Integer. Number of bootstrap replications. Default 500.

seed

Integer. Random seed for reproducibility. Default 42.

conf_level

Numeric. Confidence level. Default 0.95.

Value

A list with:

estimate

Numeric. AIPW point estimate.

se

Numeric. Influence-function standard error (or bootstrap SE).

ci_lower

Numeric. Lower confidence bound.

ci_upper

Numeric. Upper confidence bound.

t_stat

Numeric. t-statistic.

p_value

Numeric. Two-sided p-value.

estimand

Character. "ATE" or "ATT".

n_trimmed

Integer. Number of observations trimmed due to extreme PS.

ps_summary

Named vector. Summary statistics of propensity scores.

Details

The AIPW estimator for the ATE is: $$\hat{\tau}_{AIPW} = \frac{1}{n}\sum_{i=1}^{n}\left[ \mu_1(X_i) - \mu_0(X_i) + \frac{D_i(Y_i - \mu_1(X_i))}{e(X_i)} - \frac{(1-D_i)(Y_i - \mu_0(X_i))}{1-e(X_i)} \right]$$ where \(e(X) = P(D=1|X)\) is the propensity score, and \(\mu_d(X) = E[Y|D=d,X]\) is the conditional outcome mean.

References

Robins, J. M., Rotnitzky, A., & Zhao, L. P. (1994).

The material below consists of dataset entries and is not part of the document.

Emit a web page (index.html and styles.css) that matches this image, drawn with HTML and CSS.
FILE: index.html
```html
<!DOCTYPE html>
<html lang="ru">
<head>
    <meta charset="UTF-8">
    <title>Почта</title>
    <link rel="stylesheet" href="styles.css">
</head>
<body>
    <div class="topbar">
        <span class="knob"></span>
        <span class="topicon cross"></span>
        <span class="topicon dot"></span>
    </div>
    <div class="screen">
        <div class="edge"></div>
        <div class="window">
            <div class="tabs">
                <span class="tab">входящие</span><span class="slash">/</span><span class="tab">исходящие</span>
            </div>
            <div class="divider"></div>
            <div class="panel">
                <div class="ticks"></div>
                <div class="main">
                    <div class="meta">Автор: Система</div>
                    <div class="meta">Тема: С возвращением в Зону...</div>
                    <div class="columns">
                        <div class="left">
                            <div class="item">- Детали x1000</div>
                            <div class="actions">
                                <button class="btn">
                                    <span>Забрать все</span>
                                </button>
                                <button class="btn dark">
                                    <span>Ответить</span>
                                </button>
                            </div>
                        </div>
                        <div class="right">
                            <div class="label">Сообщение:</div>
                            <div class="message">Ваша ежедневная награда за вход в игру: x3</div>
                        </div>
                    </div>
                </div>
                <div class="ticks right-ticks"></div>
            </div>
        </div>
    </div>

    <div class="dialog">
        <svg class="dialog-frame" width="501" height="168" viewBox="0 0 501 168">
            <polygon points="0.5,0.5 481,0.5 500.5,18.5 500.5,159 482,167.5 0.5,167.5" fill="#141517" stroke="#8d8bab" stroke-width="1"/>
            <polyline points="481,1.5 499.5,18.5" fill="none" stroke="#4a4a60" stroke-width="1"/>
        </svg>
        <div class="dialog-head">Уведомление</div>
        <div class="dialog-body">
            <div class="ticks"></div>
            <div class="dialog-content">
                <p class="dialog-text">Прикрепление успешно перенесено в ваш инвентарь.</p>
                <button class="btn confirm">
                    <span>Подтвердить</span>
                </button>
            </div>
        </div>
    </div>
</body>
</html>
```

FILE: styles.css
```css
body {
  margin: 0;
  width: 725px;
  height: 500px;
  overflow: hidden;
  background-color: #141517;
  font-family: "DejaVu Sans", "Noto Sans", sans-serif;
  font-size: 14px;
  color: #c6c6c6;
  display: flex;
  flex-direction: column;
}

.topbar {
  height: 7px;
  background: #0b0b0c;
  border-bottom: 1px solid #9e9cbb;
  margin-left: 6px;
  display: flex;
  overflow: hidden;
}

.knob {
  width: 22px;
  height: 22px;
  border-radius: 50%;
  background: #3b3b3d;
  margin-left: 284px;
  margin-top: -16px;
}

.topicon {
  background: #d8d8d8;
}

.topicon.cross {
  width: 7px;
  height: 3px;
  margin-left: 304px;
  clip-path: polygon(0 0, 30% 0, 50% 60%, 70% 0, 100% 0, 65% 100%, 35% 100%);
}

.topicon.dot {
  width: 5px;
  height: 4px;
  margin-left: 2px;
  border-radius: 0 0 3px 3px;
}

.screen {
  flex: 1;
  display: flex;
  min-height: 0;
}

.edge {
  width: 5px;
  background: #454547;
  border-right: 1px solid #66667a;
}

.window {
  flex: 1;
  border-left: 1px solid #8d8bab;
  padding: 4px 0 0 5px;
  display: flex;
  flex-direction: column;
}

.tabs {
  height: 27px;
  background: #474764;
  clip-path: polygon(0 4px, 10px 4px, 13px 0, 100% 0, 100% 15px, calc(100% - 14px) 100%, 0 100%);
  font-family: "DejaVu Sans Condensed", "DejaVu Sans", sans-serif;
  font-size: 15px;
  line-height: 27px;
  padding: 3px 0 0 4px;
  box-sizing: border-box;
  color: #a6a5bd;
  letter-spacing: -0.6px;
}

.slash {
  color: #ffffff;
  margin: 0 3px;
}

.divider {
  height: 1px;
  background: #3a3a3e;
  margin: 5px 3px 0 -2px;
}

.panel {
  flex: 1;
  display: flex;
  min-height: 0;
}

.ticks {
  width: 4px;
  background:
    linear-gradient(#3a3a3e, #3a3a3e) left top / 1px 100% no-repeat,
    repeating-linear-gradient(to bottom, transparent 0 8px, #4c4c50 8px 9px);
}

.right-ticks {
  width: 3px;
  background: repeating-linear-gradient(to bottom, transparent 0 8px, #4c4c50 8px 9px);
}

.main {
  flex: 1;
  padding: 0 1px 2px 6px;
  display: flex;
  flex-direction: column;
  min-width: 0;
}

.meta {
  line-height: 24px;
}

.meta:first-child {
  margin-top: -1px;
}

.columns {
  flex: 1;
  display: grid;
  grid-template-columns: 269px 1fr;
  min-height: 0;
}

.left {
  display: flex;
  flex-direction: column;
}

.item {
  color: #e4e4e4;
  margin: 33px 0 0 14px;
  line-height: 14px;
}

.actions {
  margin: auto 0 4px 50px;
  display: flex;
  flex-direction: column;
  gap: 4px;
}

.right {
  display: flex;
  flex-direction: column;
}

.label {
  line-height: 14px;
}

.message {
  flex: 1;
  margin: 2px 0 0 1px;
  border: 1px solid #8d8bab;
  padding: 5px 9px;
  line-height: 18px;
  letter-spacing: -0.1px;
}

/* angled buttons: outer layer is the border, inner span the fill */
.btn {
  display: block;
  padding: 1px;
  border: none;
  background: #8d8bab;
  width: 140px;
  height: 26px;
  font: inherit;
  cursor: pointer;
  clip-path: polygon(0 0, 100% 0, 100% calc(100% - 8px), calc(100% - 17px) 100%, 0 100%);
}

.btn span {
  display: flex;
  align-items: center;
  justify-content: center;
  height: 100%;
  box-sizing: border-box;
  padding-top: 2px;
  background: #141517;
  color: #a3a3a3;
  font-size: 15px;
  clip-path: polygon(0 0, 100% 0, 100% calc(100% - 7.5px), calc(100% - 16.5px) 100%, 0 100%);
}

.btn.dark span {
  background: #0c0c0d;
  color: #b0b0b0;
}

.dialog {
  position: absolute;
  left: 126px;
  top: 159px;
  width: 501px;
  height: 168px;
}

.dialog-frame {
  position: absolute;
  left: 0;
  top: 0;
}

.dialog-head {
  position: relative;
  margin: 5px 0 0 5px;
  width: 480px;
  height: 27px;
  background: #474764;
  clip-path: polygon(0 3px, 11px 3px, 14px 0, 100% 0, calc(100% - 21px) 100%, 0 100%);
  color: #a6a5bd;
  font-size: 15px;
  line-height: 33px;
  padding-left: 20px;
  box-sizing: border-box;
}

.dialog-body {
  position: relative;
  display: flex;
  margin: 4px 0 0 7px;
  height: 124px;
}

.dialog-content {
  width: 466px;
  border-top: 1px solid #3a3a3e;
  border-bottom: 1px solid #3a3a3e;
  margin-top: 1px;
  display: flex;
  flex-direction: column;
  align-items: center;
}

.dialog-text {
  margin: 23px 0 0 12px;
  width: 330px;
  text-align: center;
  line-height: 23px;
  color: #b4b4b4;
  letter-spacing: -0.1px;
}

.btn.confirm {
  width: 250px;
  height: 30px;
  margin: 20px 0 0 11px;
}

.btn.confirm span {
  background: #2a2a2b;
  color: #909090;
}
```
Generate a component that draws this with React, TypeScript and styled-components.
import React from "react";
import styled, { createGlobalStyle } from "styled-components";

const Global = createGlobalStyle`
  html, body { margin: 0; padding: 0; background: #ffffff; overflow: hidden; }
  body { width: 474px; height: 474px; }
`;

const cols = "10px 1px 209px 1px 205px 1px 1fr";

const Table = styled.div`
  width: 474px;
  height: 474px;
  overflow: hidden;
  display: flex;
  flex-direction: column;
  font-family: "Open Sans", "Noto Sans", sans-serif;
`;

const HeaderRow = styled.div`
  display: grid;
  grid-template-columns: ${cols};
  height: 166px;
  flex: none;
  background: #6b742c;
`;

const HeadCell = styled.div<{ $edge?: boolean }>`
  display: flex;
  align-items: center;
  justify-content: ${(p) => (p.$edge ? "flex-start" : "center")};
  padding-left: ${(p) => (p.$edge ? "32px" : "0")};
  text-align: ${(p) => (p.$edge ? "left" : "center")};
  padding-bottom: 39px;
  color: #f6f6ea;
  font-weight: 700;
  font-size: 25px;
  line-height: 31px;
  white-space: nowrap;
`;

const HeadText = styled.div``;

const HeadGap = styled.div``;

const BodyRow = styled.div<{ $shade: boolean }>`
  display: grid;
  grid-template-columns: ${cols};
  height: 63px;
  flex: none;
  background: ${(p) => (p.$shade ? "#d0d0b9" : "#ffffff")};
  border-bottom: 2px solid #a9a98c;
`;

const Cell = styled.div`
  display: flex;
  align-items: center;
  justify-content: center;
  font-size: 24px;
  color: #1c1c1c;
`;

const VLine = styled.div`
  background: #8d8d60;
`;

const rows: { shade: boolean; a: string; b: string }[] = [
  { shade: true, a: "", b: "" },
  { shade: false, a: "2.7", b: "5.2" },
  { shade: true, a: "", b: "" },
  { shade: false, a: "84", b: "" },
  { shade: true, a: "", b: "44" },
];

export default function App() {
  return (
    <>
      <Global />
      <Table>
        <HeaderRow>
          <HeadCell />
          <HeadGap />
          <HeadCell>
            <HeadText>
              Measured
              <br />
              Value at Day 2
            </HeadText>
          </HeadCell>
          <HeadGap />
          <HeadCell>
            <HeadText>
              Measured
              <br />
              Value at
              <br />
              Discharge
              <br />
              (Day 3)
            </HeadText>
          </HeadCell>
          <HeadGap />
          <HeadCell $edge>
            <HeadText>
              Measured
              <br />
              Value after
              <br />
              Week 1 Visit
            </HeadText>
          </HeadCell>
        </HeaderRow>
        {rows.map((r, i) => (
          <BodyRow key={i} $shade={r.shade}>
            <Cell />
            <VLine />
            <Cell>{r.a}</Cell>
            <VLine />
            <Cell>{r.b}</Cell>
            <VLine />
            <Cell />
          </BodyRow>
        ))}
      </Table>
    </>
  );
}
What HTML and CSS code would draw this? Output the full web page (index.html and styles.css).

Estimation of regression coefficients when some regressors are not always observed. Journal of the American Statistical Association, 89(427), 846–866.

Examples

data(lalonde, package = "MatchIt")
result <- dr_ate(
  data       = lalonde,
  outcome    = "re78",
  treatment  = "treat",
  covariates = c("age", "educ", "race", "married", "nodegree", "re74", "re75")
)
result
#> $estimate
#> [1] 887.1517
#> 
#> $se
#> [1] 937.3389
#> 
#> $ci_lower
#> [1] -949.9987
#> 
#> $ci_upper
#> [1] 2724.302
#> 
#> $t_stat
#> [1] 0.9464578
#> 
#> $p_value
#> [1] 0.3439151
#> 
#> $estimand
#> [1] "ATE"
#> 
#> $n_trimmed
#> [1] 1
#> 
#> $n_total
#> [1] 614
#> 
#> $ps_summary
#>    Min. 1st Qu.  Median    Mean 3rd Qu.    Max. 
#> 0.00908 0.04854 0.12068 0.30130 0.63872 0.85315 
#>